=== SOURCE MATERIAL ===
[START]

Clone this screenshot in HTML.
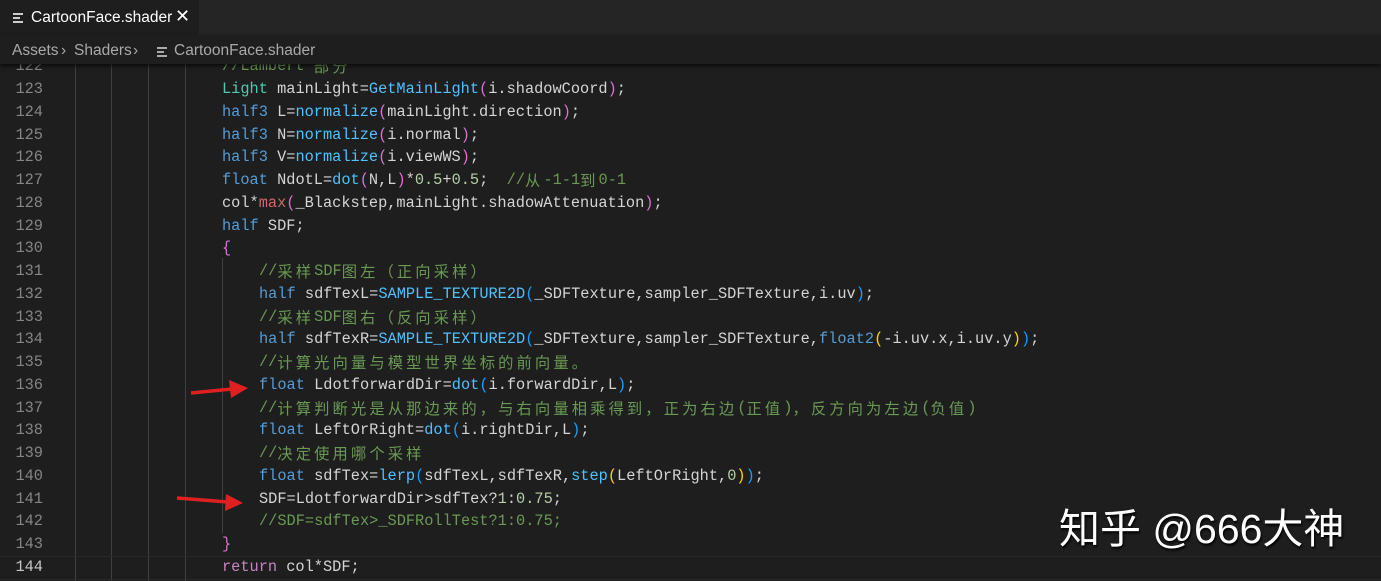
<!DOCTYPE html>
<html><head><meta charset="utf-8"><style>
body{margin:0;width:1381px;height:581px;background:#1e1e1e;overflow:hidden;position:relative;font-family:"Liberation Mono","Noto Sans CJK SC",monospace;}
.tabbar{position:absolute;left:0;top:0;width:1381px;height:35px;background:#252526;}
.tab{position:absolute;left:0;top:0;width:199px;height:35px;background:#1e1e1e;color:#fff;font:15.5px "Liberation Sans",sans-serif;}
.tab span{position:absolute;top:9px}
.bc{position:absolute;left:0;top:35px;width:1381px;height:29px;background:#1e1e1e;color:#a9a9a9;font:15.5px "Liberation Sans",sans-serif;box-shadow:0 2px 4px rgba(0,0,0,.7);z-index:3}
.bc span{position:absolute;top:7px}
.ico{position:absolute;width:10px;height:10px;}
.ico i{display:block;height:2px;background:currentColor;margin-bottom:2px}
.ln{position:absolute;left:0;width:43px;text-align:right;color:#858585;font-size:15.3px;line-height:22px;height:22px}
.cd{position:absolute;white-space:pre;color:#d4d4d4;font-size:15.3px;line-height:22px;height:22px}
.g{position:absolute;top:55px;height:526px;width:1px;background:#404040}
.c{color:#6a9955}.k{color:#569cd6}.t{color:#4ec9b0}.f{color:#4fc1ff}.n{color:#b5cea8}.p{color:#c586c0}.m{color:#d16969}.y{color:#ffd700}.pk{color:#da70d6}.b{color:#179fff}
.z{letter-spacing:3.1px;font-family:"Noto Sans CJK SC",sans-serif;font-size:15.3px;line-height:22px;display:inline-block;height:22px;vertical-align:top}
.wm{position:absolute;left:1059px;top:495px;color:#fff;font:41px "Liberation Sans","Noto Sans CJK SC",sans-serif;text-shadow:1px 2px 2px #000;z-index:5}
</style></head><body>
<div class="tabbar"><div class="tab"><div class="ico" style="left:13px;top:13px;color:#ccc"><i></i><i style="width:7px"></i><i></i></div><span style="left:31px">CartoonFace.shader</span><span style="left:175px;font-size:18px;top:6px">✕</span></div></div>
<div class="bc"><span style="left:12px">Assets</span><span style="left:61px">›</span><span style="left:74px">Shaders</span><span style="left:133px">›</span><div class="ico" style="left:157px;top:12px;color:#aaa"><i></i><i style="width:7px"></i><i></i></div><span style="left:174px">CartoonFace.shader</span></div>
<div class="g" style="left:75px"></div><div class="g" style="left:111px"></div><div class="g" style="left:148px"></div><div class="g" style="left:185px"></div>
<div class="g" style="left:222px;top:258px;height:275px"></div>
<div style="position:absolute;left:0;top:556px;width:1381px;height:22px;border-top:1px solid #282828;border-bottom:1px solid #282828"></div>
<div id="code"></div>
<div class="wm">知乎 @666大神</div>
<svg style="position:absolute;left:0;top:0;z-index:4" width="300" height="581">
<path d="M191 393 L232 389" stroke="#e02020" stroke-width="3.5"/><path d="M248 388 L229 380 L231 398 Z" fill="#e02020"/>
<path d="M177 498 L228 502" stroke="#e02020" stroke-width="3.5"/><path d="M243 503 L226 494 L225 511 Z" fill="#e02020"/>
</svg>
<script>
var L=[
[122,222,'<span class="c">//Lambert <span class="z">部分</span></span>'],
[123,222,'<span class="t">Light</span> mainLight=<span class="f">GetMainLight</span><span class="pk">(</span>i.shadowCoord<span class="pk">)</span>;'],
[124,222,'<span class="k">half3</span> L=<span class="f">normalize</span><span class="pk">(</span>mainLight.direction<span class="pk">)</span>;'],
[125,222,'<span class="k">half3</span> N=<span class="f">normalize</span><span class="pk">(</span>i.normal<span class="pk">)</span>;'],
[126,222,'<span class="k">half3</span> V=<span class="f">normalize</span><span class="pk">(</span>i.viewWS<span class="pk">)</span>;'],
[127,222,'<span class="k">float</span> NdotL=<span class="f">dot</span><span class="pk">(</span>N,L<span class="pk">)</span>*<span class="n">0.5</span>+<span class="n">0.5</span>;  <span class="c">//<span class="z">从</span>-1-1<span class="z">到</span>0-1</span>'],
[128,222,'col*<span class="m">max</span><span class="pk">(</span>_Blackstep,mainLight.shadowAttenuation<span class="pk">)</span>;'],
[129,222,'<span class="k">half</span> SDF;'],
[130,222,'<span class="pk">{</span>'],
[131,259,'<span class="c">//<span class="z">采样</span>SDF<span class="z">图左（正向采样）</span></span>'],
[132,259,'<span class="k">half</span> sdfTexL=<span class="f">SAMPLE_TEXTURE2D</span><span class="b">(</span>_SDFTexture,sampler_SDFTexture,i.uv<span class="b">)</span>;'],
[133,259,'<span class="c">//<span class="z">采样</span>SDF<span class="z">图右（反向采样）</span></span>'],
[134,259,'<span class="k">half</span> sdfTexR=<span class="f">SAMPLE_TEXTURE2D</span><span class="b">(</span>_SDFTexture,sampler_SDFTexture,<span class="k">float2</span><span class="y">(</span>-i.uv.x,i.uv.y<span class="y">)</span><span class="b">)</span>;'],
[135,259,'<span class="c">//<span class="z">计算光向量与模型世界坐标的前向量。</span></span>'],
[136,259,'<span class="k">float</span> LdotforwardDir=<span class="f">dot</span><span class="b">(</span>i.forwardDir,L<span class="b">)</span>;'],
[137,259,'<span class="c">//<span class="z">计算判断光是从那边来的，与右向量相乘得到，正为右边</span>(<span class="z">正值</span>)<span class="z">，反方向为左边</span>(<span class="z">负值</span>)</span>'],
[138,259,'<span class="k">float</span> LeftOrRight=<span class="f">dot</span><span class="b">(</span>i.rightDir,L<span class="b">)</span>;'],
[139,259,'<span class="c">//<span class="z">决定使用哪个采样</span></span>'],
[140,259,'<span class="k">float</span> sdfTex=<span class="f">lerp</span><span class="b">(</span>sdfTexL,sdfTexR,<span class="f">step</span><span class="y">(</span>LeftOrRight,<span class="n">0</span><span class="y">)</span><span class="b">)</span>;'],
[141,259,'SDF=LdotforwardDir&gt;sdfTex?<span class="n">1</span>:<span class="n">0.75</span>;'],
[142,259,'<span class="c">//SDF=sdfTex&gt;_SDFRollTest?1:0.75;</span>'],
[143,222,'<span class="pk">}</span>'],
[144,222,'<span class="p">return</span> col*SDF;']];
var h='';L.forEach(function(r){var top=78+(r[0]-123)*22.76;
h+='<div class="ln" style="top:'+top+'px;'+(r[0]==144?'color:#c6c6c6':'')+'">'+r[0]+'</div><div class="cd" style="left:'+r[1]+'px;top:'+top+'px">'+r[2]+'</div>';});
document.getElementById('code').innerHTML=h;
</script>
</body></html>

[END]

=== OBJECTIVE ===
Reproduce every line of the material precisely, omitting its pictures.

=== TASK RESPONSE ===
Clone this screenshot in HTML.
<!DOCTYPE html>
<html><head><meta charset="utf-8"><style>
body{margin:0;width:1381px;height:581px;background:#1e1e1e;overflow:hidden;position:relative;font-family:"Liberation Mono","Noto Sans CJK SC",monospace;}
.tabbar{position:absolute;left:0;top:0;width:1381px;height:35px;background:#252526;}
.tab{position:absolute;left:0;top:0;width:199px;height:35px;background:#1e1e1e;color:#fff;font:15.5px "Liberation Sans",sans-serif;}
.tab span{position:absolute;top:9px}
.bc{position:absolute;left:0;top:35px;width:1381px;height:29px;background:#1e1e1e;color:#a9a9a9;font:15.5px "Liberation Sans",sans-serif;box-shadow:0 2px 4px rgba(0,0,0,.7);z-index:3}
.bc span{position:absolute;top:7px}
.ico{position:absolute;width:10px;height:10px;}
.ico i{display:block;height:2px;background:currentColor;margin-bottom:2px}
.ln{position:absolute;left:0;width:43px;text-align:right;color:#858585;font-size:15.3px;line-height:22px;height:22px}
.cd{position:absolute;white-space:pre;color:#d4d4d4;font-size:15.3px;line-height:22px;height:22px}
.g{position:absolute;top:55px;height:526px;width:1px;background:#404040}
.c{color:#6a9955}.k{color:#569cd6}.t{color:#4ec9b0}.f{color:#4fc1ff}.n{color:#b5cea8}.p{color:#c586c0}.m{color:#d16969}.y{color:#ffd700}.pk{color:#da70d6}.b{color:#179fff}
.z{letter-spacing:3.1px;font-family:"Noto Sans CJK SC",sans-serif;font-size:15.3px;line-height:22px;display:inline-block;height:22px;vertical-align:top}
.wm{position:absolute;left:1059px;top:495px;color:#fff;font:41px "Liberation Sans","Noto Sans CJK SC",sans-serif;text-shadow:1px 2px 2px #000;z-index:5}
</style></head><body>
<div class="tabbar"><div class="tab"><div class="ico" style="left:13px;top:13px;color:#ccc"><i></i><i style="width:7px"></i><i></i></div><span style="left:31px">CartoonFace.shader</span><span style="left:175px;font-size:18px;top:6px">✕</span></div></div>
<div class="bc"><span style="left:12px">Assets</span><span style="left:61px">›</span><span style="left:74px">Shaders</span><span style="left:133px">›</span><div class="ico" style="left:157px;top:12px;color:#aaa"><i></i><i style="width:7px"></i><i></i></div><span style="left:174px">CartoonFace.shader</span></div>
<div class="g" style="left:75px"></div><div class="g" style="left:111px"></div><div class="g" style="left:148px"></div><div class="g" style="left:185px"></div>
<div class="g" style="left:222px;top:258px;height:275px"></div>
<div style="position:absolute;left:0;top:556px;width:1381px;height:22px;border-top:1px solid #282828;border-bottom:1px solid #282828"></div>
<div id="code"></div>
<div class="wm">知乎 @666大神</div>
<svg style="position:absolute;left:0;top:0;z-index:4" width="300" height="581">
<path d="M191 393 L232 389" stroke="#e02020" stroke-width="3.5"/><path d="M248 388 L229 380 L231 398 Z" fill="#e02020"/>
<path d="M177 498 L228 502" stroke="#e02020" stroke-width="3.5"/><path d="M243 503 L226 494 L225 511 Z" fill="#e02020"/>
</svg>
<script>
var L=[
[122,222,'<span class="c">//Lambert <span class="z">部分</span></span>'],
[123,222,'<span class="t">Light</span> mainLight=<span class="f">GetMainLight</span><span class="pk">(</span>i.shadowCoord<span class="pk">)</span>;'],
[124,222,'<span class="k">half3</span> L=<span class="f">normalize</span><span class="pk">(</span>mainLight.direction<span class="pk">)</span>;'],
[125,222,'<span class="k">half3</span> N=<span class="f">normalize</span><span class="pk">(</span>i.normal<span class="pk">)</span>;'],
[126,222,'<span class="k">half3</span> V=<span class="f">normalize</span><span class="pk">(</span>i.viewWS<span class="pk">)</span>;'],
[127,222,'<span class="k">float</span> NdotL=<span class="f">dot</span><span class="pk">(</span>N,L<span class="pk">)</span>*<span class="n">0.5</span>+<span class="n">0.5</span>;  <span class="c">//<span class="z">从</span>-1-1<span class="z">到</span>0-1</span>'],
[128,222,'col*<span class="m">max</span><span class="pk">(</span>_Blackstep,mainLight.shadowAttenuation<span class="pk">)</span>;'],
[129,222,'<span class="k">half</span> SDF;'],
[130,222,'<span class="pk">{</span>'],
[131,259,'<span class="c">//<span class="z">采样</span>SDF<span class="z">图左（正向采样）</span></span>'],
[132,259,'<span class="k">half</span> sdfTexL=<span class="f">SAMPLE_TEXTURE2D</span><span class="b">(</span>_SDFTexture,sampler_SDFTexture,i.uv<span class="b">)</span>;'],
[133,259,'<span class="c">//<span class="z">采样</span>SDF<span class="z">图右（反向采样）</span></span>'],
[134,259,'<span class="k">half</span> sdfTexR=<span class="f">SAMPLE_TEXTURE2D</span><span class="b">(</span>_SDFTexture,sampler_SDFTexture,<span class="k">float2</span><span class="y">(</span>-i.uv.x,i.uv.y<span class="y">)</span><span class="b">)</span>;'],
[135,259,'<span class="c">//<span class="z">计算光向量与模型世界坐标的前向量。</span></span>'],
[136,259,'<span class="k">float</span> LdotforwardDir=<span class="f">dot</span><span class="b">(</span>i.forwardDir,L<span class="b">)</span>;'],
[137,259,'<span class="c">//<span class="z">计算判断光是从那边来的，与右向量相乘得到，正为右边</span>(<span class="z">正值</span>)<span class="z">，反方向为左边</span>(<span class="z">负值</span>)</span>'],
[138,259,'<span class="k">float</span> LeftOrRight=<span class="f">dot</span><span class="b">(</span>i.rightDir,L<span class="b">)</span>;'],
[139,259,'<span class="c">//<span class="z">决定使用哪个采样</span></span>'],
[140,259,'<span class="k">float</span> sdfTex=<span class="f">lerp</span><span class="b">(</span>sdfTexL,sdfTexR,<span class="f">step</span><span class="y">(</span>LeftOrRight,<span class="n">0</span><span class="y">)</span><span class="b">)</span>;'],
[141,259,'SDF=LdotforwardDir&gt;sdfTex?<span class="n">1</span>:<span class="n">0.75</span>;'],
[142,259,'<span class="c">//SDF=sdfTex&gt;_SDFRollTest?1:0.75;</span>'],
[143,222,'<span class="pk">}</span>'],
[144,222,'<span class="p">return</span> col*SDF;']];
var h='';L.forEach(function(r){var top=78+(r[0]-123)*22.76;
h+='<div class="ln" style="top:'+top+'px;'+(r[0]==144?'color:#c6c6c6':'')+'">'+r[0]+'</div><div class="cd" style="left:'+r[1]+'px;top:'+top+'px">'+r[2]+'</div>';});
document.getElementById('code').innerHTML=h;
</script>
</body></html>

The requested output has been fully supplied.